You might have guessed from there, but our conversation petered out awkwardly, and we never saw each other again. (It was at a public event, so it’s not like I was expecting to become bar crawl buddies or anything like that. Do people have bar crawl buddies? That sounds like a thing.) Frankly, I have plenty of friends who have differing opinions when it comes to the entertainment we consume, and it doesn’t really bother me. I will argue vigorously for the things I love, and expect them to do the same if the mood takes them. But it’s definitely a conversation-killer when it comes up with someone you barely know because it often feels like you accidentally stepped into a fight.
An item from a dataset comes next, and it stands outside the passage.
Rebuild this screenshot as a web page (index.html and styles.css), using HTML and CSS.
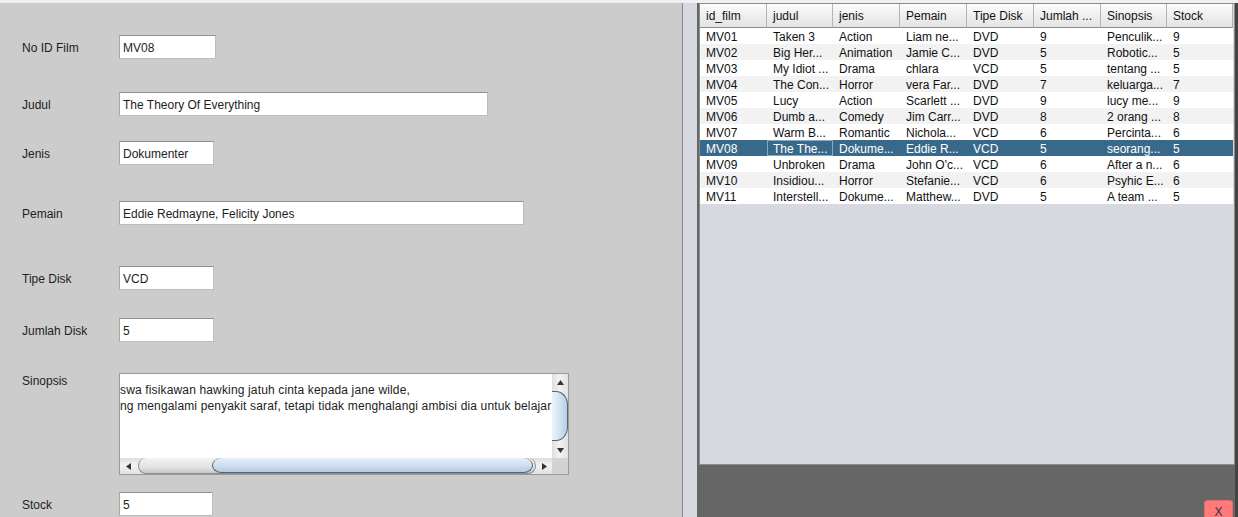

And that’s probably because there’s a level of cognitive dissonance that comes from hearing someone say that one of your favorite things is one of their least favorite things. I, for one, adore camp and slapstick and outrageousness, even if it’s at odds with the relative tone of a thing. (In fact, I might like it more if said piece of media is known for being serious and smart.) If Doctor Who didn’t have wild episodes like “Unicorn and the Wasp” or “The Long Game,” I would love it much less. If Farscape hadn’t contained gems like “Revenging Angel” and “Won’t Get Fooled Again,” it would never top my favorite television list. If the Original Series of Star Trek hadn’t offered up episodes like “Shore Leave” and “The Squire of Gothos” in its very first season, if Star Trek IV: The Voyage Home never existed, it wouldn’t hold such a revered place in my heart.
Same goes for production value. I know so many people who will cite “I just hated the look of it” as Reason #1 for disliking something. That approach is utterly alien to me—if I don’t mesh with the art style of a comic, I’ll still read if I’m enjoying the story. If sets are bare, I hardly notice (though I should probably blame early exposure to black box theatres for that). When people tell me they can’t watch “old movies” for the lower quality in effects, my eyes glaze over. The look of a thing is always entirely secondary to its story for me. I’m aware that this is entirely a preference issue, and also that it’s governed by my brain; I’m auditory over visual pretty much every time, and that probably dictates how much I care about visual realism at the end of the day.
Actors have this affect on people all the time. You know the argument: “I wanted to like this, but I just can’t stand Blank McFamous-Person.” I’ve got a few of those myself, and I’m pretty sure everyone does. But celebrity culture also means that we tend to be real protective over actors that we adore, so when someone can’t stand your fave, it feels like someone threw a citrus-y cocktail in your face. A citrus-y cocktail with jalapeños in it. (I once had a history teacher try to tell me that Mark Hamill was a bad actor, and I came so very close to vaulting over my desk and erasing everything he’d written on the blackboard in useless fury. To be fair, I was fifteen at the time.)
This all enters into particularly interesting territory when you take a look at our current culture of reboots and reimaginings. What’s your favorite version of Batman? Because there are easily more than a dozen different versions of the Caped Crusader between comic eras, film, and television. If you like it darker than dark, you’ve got the Nolan Trilogy and Frank Miller. If you’re devoted to camp, Adam West and Batman: Brave and the Bold is here for you. If you like your Batman somewhere in the middle tone-wise, gruff but still capable of working alongside a Boy Wonder, the Animated Series has you covered.
But more importantly, a person’s favorite version of Batman tells you something about them. To each their own, but if someone tells me that Miller’s Batman is the only way to go, I tend to steer clear of the conversation altogether. (It’s Batdad or nothing on my end. And he’ll always sound like Kevin Conroy in my head.) So in a way, these forms of cognitive dissonance can do us all a favor. They make it easier to choose how and why we engage, whether it’s to have a conversation about the merits of gritty reboots, or to avoid explaining for the umpteenth time that you happen to love puns in dialogue, please and thank you.
The most important takeaway is ultimately this: people don’t love what you love for the reasons that you love it. I mean, someone out there does (and when you find them, you should make them a friendship bracelet from indestructible rope or move in together—your mileage may vary on that one), but the world is full of people who are looking at all the same things you are looking at… from the opposite side of a sizable chasm. At worst, you’re never going to see eye-to-eye, and at best, they’ve got something interesting to teach you.
Either way, it makes talking at parties a valuable exercise—if only to make you recognize why you love what you love in the first place.